Luckily, the second disc is on hand to provide some of that variety. Label boss and co-founder Steve Beckett chose a further fourteen tracks which make up disc two. While all the usual suspects are again present and correct (giving the likes of Aphex Twin, Boards of Canada and Autechre two appearances on the compilation), other periods and genres are given rightful recognition.
Ultimately, though, while there are a couple of gems here that I didn’t previously own, Warp20 (Chosen) is a bit redundant for me, and no doubt for almost everyone else who bought this box set. If you are such a great fan of Warp that you are going to shell out eighty quid or so, you almost certainly need no such overview to the label.
Perhaps of more value is the fold-out poster of comments posted by the internet users who placed their votes, providing (relatively) qualitative information to accompany the raw top ten.
This is the surprise highlight of the package — a double-disc album of Warp artists covering classic Warp tracks. It shows you how far Warp has come in the past ten years. For its tenth anniversary, Warp released an album of Warp artists remixing classic Warp tracks.
But with a more diverse range of artists on its roster, and plenty of artists with a different set of skills, it seems as though it makes more sense to ask artists to do covers rather than remixes. The results are pleasingly wonderful. Clearly, when you take maverick musical geniuses and ask them to take on the works of other maverick musical geniuses, the results are going to be deliciously skewed and entertaining.
The album opens with Born Ruffians covering Aphex Twin’s classic humorous tracks from the mid-1990s, ‘Milkman’ and ‘To Cure a Weakling Child’. The band’s stripped down approach works surprisingly well. The vocals are shouted out as though from the rooftops, rather than being distorted by electronic effects, adding to the comedy effect.
Another surprise highlight is Maxïmo Park’s take on ‘When’, originally by Vincent Gallo. This is a wonderful piece of dark synth-pop. Hopefully it signals a new direction for Maxïmo Park, whose sound has otherwise become stale.
Meanwhile, Jamie Lidell’s version of Grizzly Bear’s ‘Little Brother’ is just as beautiful and organic as the original. It is another instance of an artist revealing something otherwise unheard in his audio arsenal.
But the real highlight of the album is ‘Phylactery’ by John Callaghan, which is based on Autechre’s ‘Tilapia’. This transforms one of the first signposts of Autechre’s foray into increasingly unique and obscure electronics into a wonderfully wonky pop song.
One instance where a remix may have been a better idea is when Luke Vibert tackled ‘LFO’. The results are actually rather good — undoubtedly a Luke Vibert take on a classic Warp track. But it certainly lacks the punch of the original. This makes it a slightly trudging, though intriguing, listen.
Overall, though, Warp20 (Recreated) is a marvellous document. It reveals sides to Warp artists that hadn’t been revealed before. It’s like peering into the fourth dimension of an already-extraordinary label.

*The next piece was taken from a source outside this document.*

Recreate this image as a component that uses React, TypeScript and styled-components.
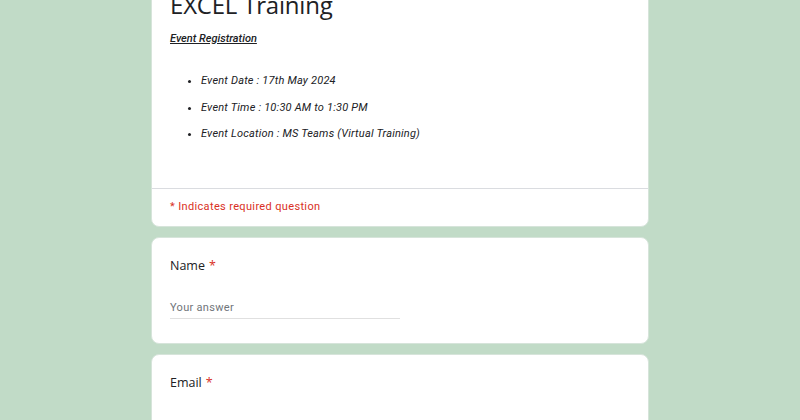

This disc contains an hour-long mix of 65 Warp tracks, created by remix maestro Osymyso. A similar mix, by Buddy Peace and Zilla, was released five years ago along with the WarpVision DVD. Although Osymyso had five years’ worth of extra material to work with, I am less fond of his effort. Nonetheless, the creativity involved in creating such a mix, containing a diverse array of Warp music from the past twenty years, still astounds me.

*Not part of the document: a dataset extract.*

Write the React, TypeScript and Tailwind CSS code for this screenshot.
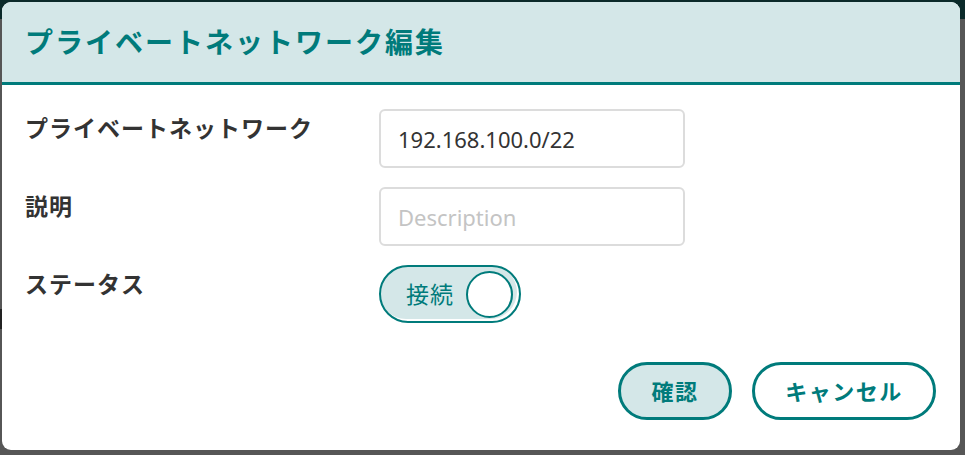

Moving on to the vinyl in the box set, we have three ten inch records made up of eleven previously (sort of) unheard tracks. Incidentally, these are smartly presented with a minimalist design and debossed text.

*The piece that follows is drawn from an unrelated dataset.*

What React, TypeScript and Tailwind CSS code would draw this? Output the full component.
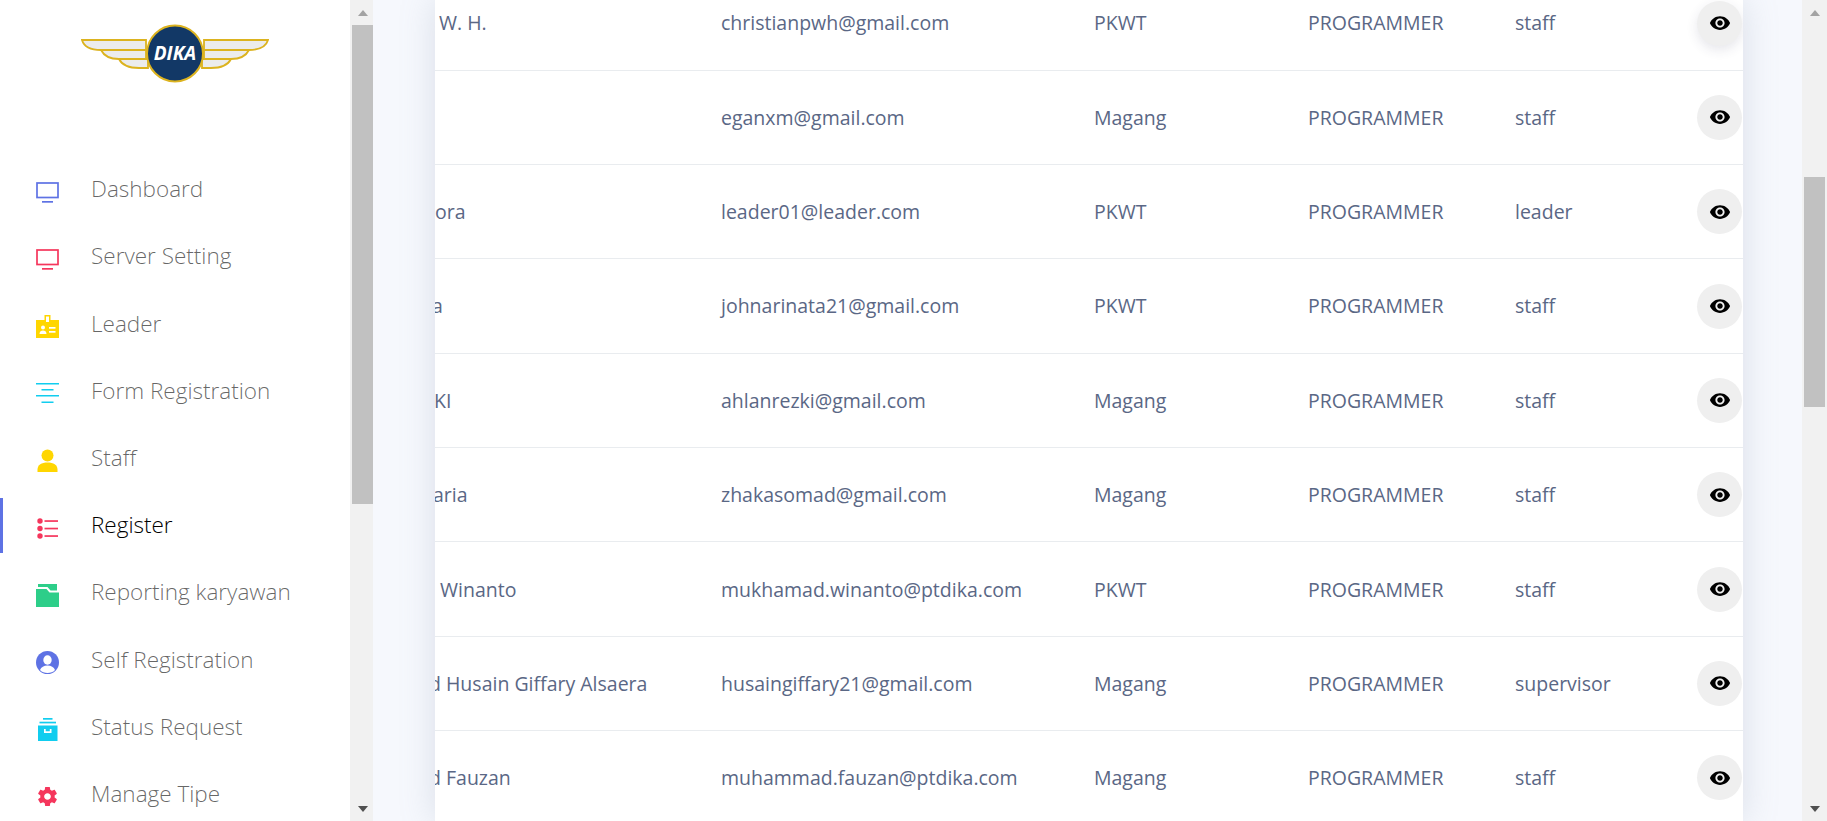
const navItems = [
    { label: "Dashboard", icon: "monitorBlue" },
    { label: "Server Setting", icon: "monitorRed" },
    { label: "Leader", icon: "badge" },
    { label: "Form Registration", icon: "align" },
    { label: "Staff", icon: "person" },
    { label: "Register", icon: "list", active: true },
    { label: "Reporting karyawan", icon: "folder" },
    { label: "Self Registration", icon: "account" },
    { label: "Status Request", icon: "archive" },
    { label: "Manage Tipe", icon: "gear" },
];

const rows = [
    { name: "W. H.", nameClass: "ml-[4px]", email: "christianpwh@gmail.com", type: "PKWT", role: "staff", hover: true },
    { name: "", nameClass: "", email: "eganxm@gmail.com", type: "Magang", role: "staff" },
    { name: "ora", nameClass: "ml-[0px]", email: "leader01@leader.com", type: "PKWT", role: "leader" },
    { name: "a", nameClass: "ml-[-3px]", email: "johnarinata21@gmail.com", type: "PKWT", role: "staff" },
    { name: "KI", nameClass: "ml-[-1px]", email: "ahlanrezki@gmail.com", type: "Magang", role: "staff" },
    { name: "aria", nameClass: "ml-[-2px]", email: "zhakasomad@gmail.com", type: "Magang", role: "staff" },
    { name: "Winanto", nameClass: "ml-[5px]", email: "mukhamad.winanto@ptdika.com", type: "PKWT", role: "staff" },
    { name: "d Husain Giffary Alsaera", nameClass: "ml-[-6px]", email: "husaingiffary21@gmail.com", type: "Magang", role: "supervisor" },
    { name: "d Fauzan", nameClass: "ml-[-6px]", email: "muhammad.fauzan@ptdika.com", type: "Magang", role: "staff" },
];

const NavIcon = ({ name }: { name: string }) => {
    switch (name) {
        case "monitorBlue":
        case "monitorRed": {
            const c = name === "monitorBlue" ? "#5e72e4" : "#f5365c";
            return (
                <svg width="23" height="23" viewBox="0 0 23 23" fill="none">
                    <rect x="1" y="2" width="21" height="14.5" stroke={c} strokeWidth="1.7" />
                    <rect x="6" y="20" width="11" height="1.7" fill={c} />
                </svg>
            );
        }
        case "badge":
            return (
                <svg width="23" height="23" viewBox="0 0 23 23">
                    <path fillRule="evenodd" d="M8.5 0h6v5H23v18H0V5h8.5zM10 1.5v5.5h3V1.5z" fill="#ffd600" />
                    <circle cx="7" cy="12.5" r="2" fill="#fff" />
                    <path d="M3.5 19c0-2.5 1.5-3.5 3.5-3.5s3.5 1 3.5 3.5z" fill="#fff" />
                    <rect x="13" y="12" width="6.5" height="1.7" fill="#fff" />
                    <rect x="13" y="16" width="6.5" height="1.7" fill="#fff" />
                </svg>
            );
        case "align":
            return (
                <svg width="23" height="23" viewBox="0 0 23 23" fill="#11cdef">
                    <rect x="0" y="1" width="23" height="1.5" />
                    <rect x="5.5" y="7" width="12" height="1.5" />
                    <rect x="0" y="13" width="23" height="1.5" />
                    <rect x="5.5" y="19.5" width="12" height="1.5" />
                </svg>
            );
        case "person":
            return (
                <svg width="23" height="23" viewBox="0 0 23 23" fill="#ffd600">
                    <circle cx="11.5" cy="6.5" r="6" />
                    <path d="M1.5 23v-2.5c0-4.5 4-7 10-7s10 2.500 10 7V23z" />
                </svg>
            );
        case "list":
            return (
                <svg width="23" height="23" viewBox="0 0 23 23" fill="#f5365c">
                    <circle cx="4" cy="4" r="2.700" />
                    <circle cx="4" cy="11.500" r="2.700" />
                    <circle cx="4" cy="19" r="2.700" />
                    <rect x="8.500" y="3.200" width="13.500" height="1.700" />
                    <rect x="8.500" y="10.700" width="13.500" height="1.700" />
                    <rect x="8.500" y="18.200" width="13.500" height="1.700" />
                </svg>
            );
        case "folder":
            return (
                <svg width="23" height="23" viewBox="0 0 23 23" fill="#2dce89">
                    <path d="M2 0H21V6.500H14.500L11.500 3H2z" />
                    <path d="M0 5H10.500L13.500 8.500H23V23H0z" />
                </svg>
            );
        case "account":
            return (
                <svg width="23" height="23" viewBox="0 0 23 23">
                    <circle cx="11.500" cy="11.500" r="11.500" fill="#5e72e4" />
                    <ellipse cx="11.500" cy="9" rx="4.200" ry="4.700" fill="#fff" />
                    <path d="M4 19c1-3 4-4.500 7.500-4.500S18 16 19 19c-2 2.200-4.500 3-7.500 3S6 21.200 4 19z" fill="#fff" />
                </svg>
            );
        case "archive":
            return (
                <svg width="23" height="23" viewBox="0 0 23 23" fill="#11cdef">
                    <rect x="7" y="0" width="9.500" height="1.700" />
                    <rect x="3.500" y="3.700" width="16.500" height="1.700" />
                    <path fillRule="evenodd" d="M2 7.500h19.500V23H2zM8 11v4h7.500v-4h-1.700v2.200H9.700V11z" />
                </svg>
            );
        case "gear":
            return (
                <svg width="23" height="23" viewBox="0 0 24 24">
                    <path
                        fill="#f5365c"
                        d="M19.430 12.980c.040-.320.070-.640.070-.980s-.030-.660-.070-.980l2.110-1.650c.190-.150.240-.420.120-.640l-2-3.460c-.120-.220-.390-.300-.610-.220l-2.490 1c-.520-.400-1.080-.730-1.690-.980l-.380-2.650A.488.488 0 0 0 14 2h-4c-.250 0-.460.180-.490.420l-.380 2.650c-.610.250-1.170.590-1.690.980l-2.490-1c-.230-.090-.490 0-.610.220l-2 3.460c-.130.220-.070.490.120.640l2.110 1.650c-.040.320-.070.650-.070.980s.030.660.070.980l-2.110 1.650c-.190.150-.240.420-.120.640l2 3.460c.120.220.390.300.610.220l2.490-1c.520.400 1.080.730 1.690.980l.380 2.650c.030.240.240.420.490.420h4c.250 0 .460-.180.490-.420l.380-2.650c.610-.250 1.170-.590 1.690-.980l2.490 1c.230.090.490 0 .610-.220l2-3.460c.120-.220.070-.490-.120-.640l-2.110-1.650zM12 15.500c-1.930 0-3.500-1.570-3.500-3.500s1.570-3.500 3.500-3.500 3.500 1.570 3.500 3.500-1.570 3.500-3.500 3.500z"
                    />
                </svg>
            );
        default:
            return null;
    }
};

const Logo = () => (
    <svg width="188" height="60" viewBox="0 0 188 60" fill="none">
        {/* wings */}
        <g fill="#ececec" stroke="#dcb31f" strokeWidth="1.800">
            <path d="M1 16h64v10H20C10 26 3 23 1 16z" />
            <path d="M20 26h45v9H38c-9 0-15-3-18-9z" />
            <path d="M38 35h29v9H58c-9 0-17-3-20-9z" />
            <path d="M187 16h-64v10h45c10 0 17-3 19-10z" />
            <path d="M168 26h-45v9h27c9 0 15-3 18-9z" />
            <path d="M150 35h-29v9h9c9 0 17-3 20-9z" />
        </g>
        <circle cx="94" cy="29.500" r="28" fill="#123866" stroke="#dcb31f" strokeWidth="2" />
        <text
            x="94"
            y="36"
            textAnchor="middle"
            fill="#ffffff"
            fontSize="19"
            fontWeight="700"
            fontStyle="italic"
            fontFamily="'Open Sans', sans-serif"
        >
            DIKA
        </text>
    </svg>
);

const Scrollbar = ({ width, thumbClass }: { width: string; thumbClass: string }) => (
    <div className={`${width} h-full shrink-0 bg-[#f1f1f1] flex flex-col relative`}>
        <div className="h-[25px] flex items-center justify-center">
            <div className="w-0 h-0 border-x-[5.5px] border-x-transparent border-b-[6px] border-b-[#a3a3a3]" />
        </div>
        <div className={`${thumbClass} bg-[#c1c1c1]`} />
        <div className="mt-auto h-[25px] flex items-center justify-center">
            <div className="w-0 h-0 border-x-[5.5px] border-x-transparent border-t-[6px] border-t-[#505050]" />
        </div>
    </div>
);

const EyeButton = ({ hover }: { hover?: boolean }) => (
    <button
        className={`w-[45px] h-[45px] rounded-full bg-[#efefef] flex items-center justify-center ${
            hover ? "shadow-[0_4px_12px_rgba(50,50,93,0.12)]" : ""
        }`}
    >
        <svg width="22" height="22" viewBox="0 0 24 24" fill="#000000">
            <path d="M12 4.500C7 4.500 2.730 7.610 1 12c1.730 4.390 6 7.500 11 7.500s9.270-3.110 11-7.500c-1.730-4.390-6-7.500-11-7.500zM12 17c-2.760 0-5-2.240-5-5s2.240-5 5-5 5 2.240 5 5-2.240 5-5 5zm0-8c-1.660 0-3 1.340-3 3s1.340 3 3 3 3-1.340 3-3-1.340-3-3-3z" />
        </svg>
    </button>
);

export default function App() {
    return (
        <div className="h-[821px] w-full flex overflow-hidden font-['Open_Sans',sans-serif] bg-[#f6f8fd]">
            {/* Sidebar */}
            <aside className="w-[350px] shrink-0 bg-white overflow-hidden">
                <div className="flex justify-center pt-[24px]">
                    <Logo />
                </div>
                <nav className="mt-[71.500px] flex flex-col">
                    {navItems.map((item) => (
                        <div
                            key={item.label}
                            className={`h-[55px] my-[6.100px] flex items-center border-l-[3px] pl-[33px] ${
                                item.active ? "border-[#5e72e4]" : "border-transparent"
                            }`}
                        >
                            <div className="w-[55px] shrink-0 mt-[6px]">
                                <NavIcon name={item.icon} />
                            </div>
                            <span
                                className={`text-[22.500px] font-light ${
                                    item.active ? "text-black" : "text-black/60"
                                }`}
                            >
                                {item.label}
                            </span>
                        </div>
                    ))}
                </nav>
            </aside>
            <Scrollbar width="w-[23px] pl-[2px]" thumbClass="h-[479px] w-full" />

            {/* Main */}
            <main className="flex-1 min-w-0 pl-[62px] pr-[59px]">
                <div className="h-full bg-white overflow-hidden shadow-[0_0_2rem_0_rgba(136,152,170,0.25)]">
                    <div className="mt-[-23.600px]">
                        {rows.map((row) => (
                            <div
                                key={row.email}
                                className="h-[94.350px] grid grid-cols-[286px_373px_214px_207px_182px_46px] items-center border-b border-[#e9ecef] text-[19.500px] text-[#5a6785]"
                            >
                                <div className="overflow-hidden whitespace-nowrap">
                                    <div className={row.nameClass}>{row.name}</div>
                                </div>
                                <div>{row.email}</div>
                                <div>{row.type}</div>
                                <div>PROGRAMMER</div>
                                <div>{row.role}</div>
                                <div>
                                    <EyeButton hover={row.hover} />
                                </div>
                            </div>
                        ))}
                    </div>
                </div>
            </main>
            <Scrollbar width="w-[25px] px-[2px]" thumbClass="mt-[152px] h-[230px] w-full" />
        </div>
    );
}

The selection kicks off with Boards of Canada’s immersive ‘Seven Forty Seven’. This is not, strictly speaking, unheard. It was originally featured in an interactive Boards of Canada website several years ago. But it is the first time it has been presented as a track itself. It is so good that I can’t work out why it hasn’t been released before.
This is followed up by the equally exciting ‘Oval Moon (IBC mx)’ by Autechre. Named after IBC, the Manchester-based pirate radio station through which Autechre first made their name, this is real old school stuff. Having been produced in 1991, it is almost as old as the Warp label itself! And it’s excellent.
After these two stonkers, the rest of the collection does not quite stand up to the same level. But it is still a good listen. Fair efforts from Clark, Plaid and Flying Lotus are included, along with classic unreleased material from Elektroids and Nightmares on Wax.
Meanwhile, the plodding and uneventful ‘Sixty Forty’, originally from a 2003 Peel Session, is probably the most disappointing Broadcast song I have ever heard. The collection is rounded off with ‘As Link’, a new Seefeel track, whetting appetites for their rumoured comeback.
Musically, the box set is rounded off with a couple of records made up entirely of locked grooves. There are fifty loops in total, plundered from Warp’s back catalogue. It is an interesting experience to experiment with them for a bit, but probably of limited use to anyone who is not a DJ.
Warp20 (1989-2009) — The Complete Catalogue
The final item in the box is a large book that documents the artwork for every release on the Warp label. It is interesting to leaf through and assess how the label progressed over the years, and recall the memories of hearing all of this wonderful music for the first time.
Warp Records is almost as well known for its strong visual identity as for its music. There is some fantastic artwork in the Warp catalogue. While this book is not at all the best way to appreciate the artwork, it does serve as an excellent historical document cataloguing Warp’s classic covers.